## start DATA FOR THIS TASK

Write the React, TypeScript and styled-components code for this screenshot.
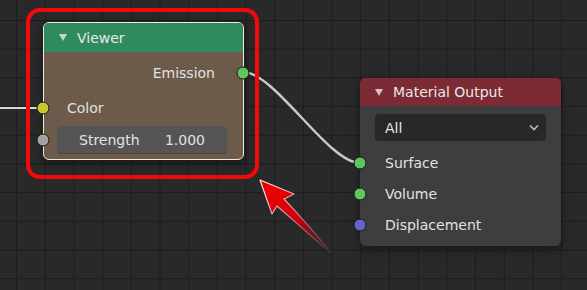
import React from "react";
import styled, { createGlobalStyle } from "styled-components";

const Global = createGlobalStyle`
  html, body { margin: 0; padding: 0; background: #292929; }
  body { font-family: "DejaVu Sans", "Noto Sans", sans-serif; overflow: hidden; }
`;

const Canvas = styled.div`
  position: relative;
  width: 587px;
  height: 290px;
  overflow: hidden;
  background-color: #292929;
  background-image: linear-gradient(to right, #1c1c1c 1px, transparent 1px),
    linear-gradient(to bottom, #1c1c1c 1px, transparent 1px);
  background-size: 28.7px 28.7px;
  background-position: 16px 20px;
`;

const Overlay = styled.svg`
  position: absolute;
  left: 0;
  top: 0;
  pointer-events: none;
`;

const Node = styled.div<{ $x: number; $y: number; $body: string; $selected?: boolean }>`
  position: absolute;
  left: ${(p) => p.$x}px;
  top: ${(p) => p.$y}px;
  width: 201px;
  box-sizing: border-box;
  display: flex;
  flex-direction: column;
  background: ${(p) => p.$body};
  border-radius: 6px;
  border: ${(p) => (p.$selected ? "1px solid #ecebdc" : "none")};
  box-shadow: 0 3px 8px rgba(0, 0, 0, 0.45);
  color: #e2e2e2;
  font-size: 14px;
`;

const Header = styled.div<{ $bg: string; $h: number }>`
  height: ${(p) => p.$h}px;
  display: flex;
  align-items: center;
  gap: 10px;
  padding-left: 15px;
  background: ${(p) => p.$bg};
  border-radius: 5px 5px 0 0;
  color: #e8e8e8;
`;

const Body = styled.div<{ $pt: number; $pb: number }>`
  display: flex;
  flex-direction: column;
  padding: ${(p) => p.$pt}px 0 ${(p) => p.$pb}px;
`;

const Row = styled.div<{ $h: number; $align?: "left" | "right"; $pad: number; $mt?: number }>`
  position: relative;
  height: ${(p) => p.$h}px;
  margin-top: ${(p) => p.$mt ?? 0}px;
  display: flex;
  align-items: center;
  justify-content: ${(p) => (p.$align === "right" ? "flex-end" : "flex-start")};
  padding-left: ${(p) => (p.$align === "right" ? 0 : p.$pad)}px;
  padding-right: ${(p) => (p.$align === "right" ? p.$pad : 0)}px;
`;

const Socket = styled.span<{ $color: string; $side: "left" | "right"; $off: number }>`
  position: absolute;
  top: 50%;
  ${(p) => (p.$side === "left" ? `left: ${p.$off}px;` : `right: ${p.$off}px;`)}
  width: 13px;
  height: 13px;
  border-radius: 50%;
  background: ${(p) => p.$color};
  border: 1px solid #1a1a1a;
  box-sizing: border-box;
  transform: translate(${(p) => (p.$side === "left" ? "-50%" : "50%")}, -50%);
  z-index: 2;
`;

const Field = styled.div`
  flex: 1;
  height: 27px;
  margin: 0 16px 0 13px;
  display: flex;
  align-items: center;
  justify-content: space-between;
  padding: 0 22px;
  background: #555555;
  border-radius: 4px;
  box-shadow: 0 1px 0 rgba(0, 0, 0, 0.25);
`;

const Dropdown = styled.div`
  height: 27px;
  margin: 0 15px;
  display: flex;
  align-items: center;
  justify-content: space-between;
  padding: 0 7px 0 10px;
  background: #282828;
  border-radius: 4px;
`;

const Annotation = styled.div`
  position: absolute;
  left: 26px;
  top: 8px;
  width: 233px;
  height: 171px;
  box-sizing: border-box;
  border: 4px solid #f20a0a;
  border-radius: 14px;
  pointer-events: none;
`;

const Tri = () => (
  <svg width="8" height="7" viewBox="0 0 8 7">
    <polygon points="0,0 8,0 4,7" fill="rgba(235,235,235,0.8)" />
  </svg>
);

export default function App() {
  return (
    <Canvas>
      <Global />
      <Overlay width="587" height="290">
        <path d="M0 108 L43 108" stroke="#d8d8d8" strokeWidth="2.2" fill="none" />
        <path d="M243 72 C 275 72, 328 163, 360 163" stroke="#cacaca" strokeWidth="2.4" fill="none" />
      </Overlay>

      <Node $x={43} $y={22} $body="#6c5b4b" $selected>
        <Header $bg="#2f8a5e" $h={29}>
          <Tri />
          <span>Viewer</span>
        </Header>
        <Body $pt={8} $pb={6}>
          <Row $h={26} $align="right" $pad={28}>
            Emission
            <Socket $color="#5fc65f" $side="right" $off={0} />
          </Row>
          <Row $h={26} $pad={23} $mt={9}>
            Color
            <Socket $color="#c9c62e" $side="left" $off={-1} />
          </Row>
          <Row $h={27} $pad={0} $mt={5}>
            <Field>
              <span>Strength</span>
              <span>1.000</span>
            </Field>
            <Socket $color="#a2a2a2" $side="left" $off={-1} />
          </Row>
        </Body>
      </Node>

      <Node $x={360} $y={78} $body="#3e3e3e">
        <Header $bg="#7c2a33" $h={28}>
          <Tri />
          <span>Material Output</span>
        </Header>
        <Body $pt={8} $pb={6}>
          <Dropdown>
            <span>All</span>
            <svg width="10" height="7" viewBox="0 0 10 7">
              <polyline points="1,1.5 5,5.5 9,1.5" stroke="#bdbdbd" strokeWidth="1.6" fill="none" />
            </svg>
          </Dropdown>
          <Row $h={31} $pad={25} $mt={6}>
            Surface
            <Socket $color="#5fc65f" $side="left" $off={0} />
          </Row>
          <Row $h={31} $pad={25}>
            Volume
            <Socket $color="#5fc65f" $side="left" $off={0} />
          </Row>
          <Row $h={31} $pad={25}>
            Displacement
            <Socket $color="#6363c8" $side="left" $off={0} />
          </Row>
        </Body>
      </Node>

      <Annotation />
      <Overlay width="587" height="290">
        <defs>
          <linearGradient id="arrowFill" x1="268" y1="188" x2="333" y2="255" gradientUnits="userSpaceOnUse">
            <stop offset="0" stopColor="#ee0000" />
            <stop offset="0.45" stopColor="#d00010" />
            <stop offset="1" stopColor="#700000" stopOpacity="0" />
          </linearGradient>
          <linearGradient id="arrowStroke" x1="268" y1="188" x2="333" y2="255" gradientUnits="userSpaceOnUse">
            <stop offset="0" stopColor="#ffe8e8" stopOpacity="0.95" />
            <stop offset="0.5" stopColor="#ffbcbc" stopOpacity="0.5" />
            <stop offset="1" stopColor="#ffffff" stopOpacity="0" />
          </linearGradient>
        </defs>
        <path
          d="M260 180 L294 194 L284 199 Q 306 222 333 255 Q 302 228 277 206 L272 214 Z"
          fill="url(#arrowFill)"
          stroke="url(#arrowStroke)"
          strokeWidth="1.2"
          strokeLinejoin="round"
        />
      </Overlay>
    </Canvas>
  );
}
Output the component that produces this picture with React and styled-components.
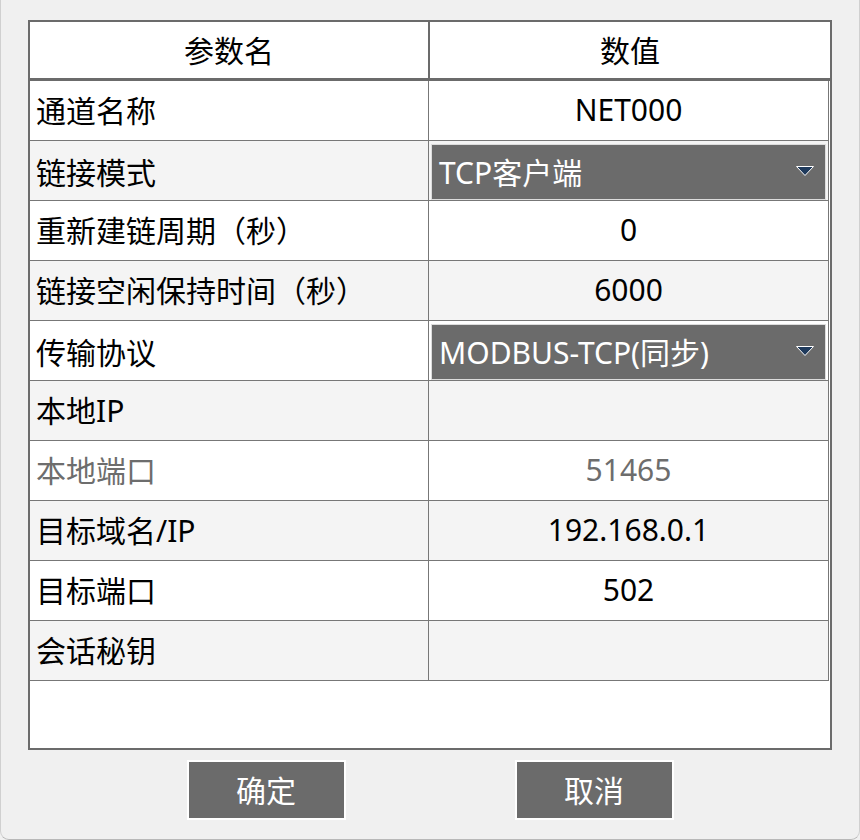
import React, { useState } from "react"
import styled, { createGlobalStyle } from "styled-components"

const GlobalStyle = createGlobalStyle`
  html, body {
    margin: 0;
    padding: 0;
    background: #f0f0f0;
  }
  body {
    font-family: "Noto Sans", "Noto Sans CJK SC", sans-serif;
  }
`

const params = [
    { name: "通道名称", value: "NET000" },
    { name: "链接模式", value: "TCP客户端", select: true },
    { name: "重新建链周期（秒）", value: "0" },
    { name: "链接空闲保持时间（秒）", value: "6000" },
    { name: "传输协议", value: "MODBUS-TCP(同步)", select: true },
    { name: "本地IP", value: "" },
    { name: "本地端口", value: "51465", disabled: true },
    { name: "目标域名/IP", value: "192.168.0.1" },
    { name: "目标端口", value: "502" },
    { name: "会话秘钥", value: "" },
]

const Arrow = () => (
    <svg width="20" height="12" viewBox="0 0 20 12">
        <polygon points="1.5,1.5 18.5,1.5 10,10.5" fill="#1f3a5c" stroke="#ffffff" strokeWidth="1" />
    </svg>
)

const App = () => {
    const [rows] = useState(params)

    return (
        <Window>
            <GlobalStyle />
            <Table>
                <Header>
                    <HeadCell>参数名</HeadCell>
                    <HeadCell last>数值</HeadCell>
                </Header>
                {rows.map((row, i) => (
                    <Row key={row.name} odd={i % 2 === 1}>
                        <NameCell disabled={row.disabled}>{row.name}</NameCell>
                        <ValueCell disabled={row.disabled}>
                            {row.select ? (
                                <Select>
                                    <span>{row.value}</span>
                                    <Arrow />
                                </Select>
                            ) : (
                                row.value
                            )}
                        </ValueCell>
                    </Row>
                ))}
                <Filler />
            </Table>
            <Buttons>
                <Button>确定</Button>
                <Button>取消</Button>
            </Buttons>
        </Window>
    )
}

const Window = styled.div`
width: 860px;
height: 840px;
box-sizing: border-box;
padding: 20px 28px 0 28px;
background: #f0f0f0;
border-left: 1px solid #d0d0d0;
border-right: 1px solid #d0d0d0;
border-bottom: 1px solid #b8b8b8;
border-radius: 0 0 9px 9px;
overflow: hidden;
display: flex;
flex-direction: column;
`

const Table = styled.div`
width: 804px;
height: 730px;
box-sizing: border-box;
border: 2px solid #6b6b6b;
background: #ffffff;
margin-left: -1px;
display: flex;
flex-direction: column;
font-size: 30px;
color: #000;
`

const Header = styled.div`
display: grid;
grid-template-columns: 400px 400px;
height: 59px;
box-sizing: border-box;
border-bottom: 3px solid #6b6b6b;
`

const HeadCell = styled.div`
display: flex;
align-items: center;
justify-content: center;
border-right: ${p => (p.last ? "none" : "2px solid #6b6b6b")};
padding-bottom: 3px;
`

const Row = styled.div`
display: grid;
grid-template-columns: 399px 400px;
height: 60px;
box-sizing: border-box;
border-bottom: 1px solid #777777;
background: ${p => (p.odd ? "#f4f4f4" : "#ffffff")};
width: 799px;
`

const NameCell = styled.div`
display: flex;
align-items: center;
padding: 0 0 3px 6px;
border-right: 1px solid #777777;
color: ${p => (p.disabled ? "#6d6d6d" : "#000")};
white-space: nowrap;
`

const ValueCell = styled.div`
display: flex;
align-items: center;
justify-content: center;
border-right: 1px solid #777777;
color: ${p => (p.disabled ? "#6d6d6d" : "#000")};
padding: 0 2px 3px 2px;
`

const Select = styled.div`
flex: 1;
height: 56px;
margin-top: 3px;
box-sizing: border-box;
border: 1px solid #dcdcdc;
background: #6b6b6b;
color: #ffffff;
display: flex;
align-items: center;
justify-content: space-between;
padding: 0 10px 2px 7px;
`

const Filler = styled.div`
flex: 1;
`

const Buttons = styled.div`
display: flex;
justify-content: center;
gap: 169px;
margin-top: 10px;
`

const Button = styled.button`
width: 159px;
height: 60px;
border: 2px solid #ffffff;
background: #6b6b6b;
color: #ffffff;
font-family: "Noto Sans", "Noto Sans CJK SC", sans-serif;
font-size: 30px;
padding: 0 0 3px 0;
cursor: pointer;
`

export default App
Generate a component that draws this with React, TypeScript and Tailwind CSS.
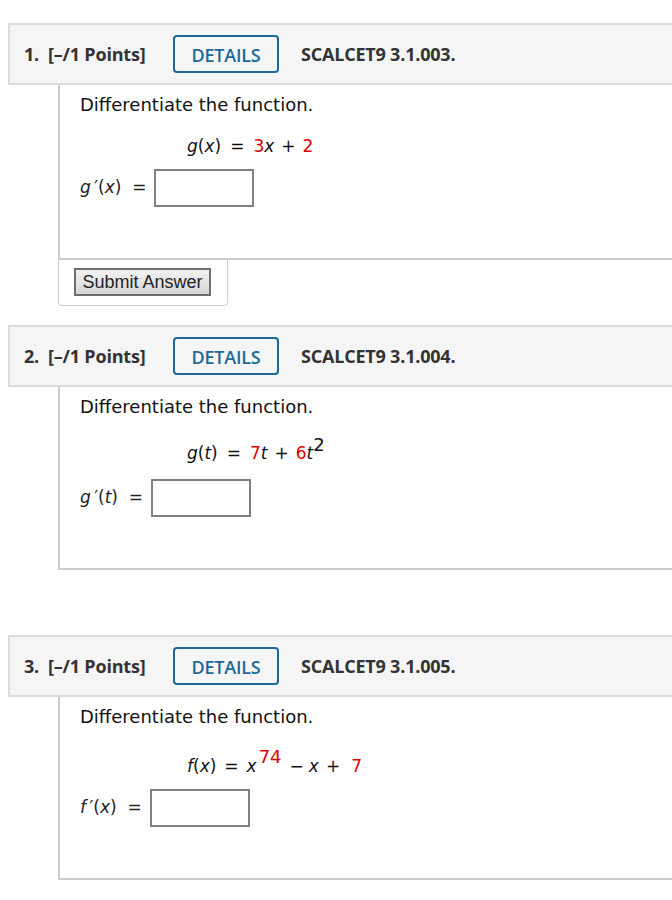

## end DATA FOR THIS TASK

EXERCISE GOAL ->
Choose all lines containing the string "with" and copy them out.

OUTPUT OF THE EXERCISE ->
Output the component that produces this picture with React and styled-components.
Generate a component that draws this with React, TypeScript and Tailwind CSS.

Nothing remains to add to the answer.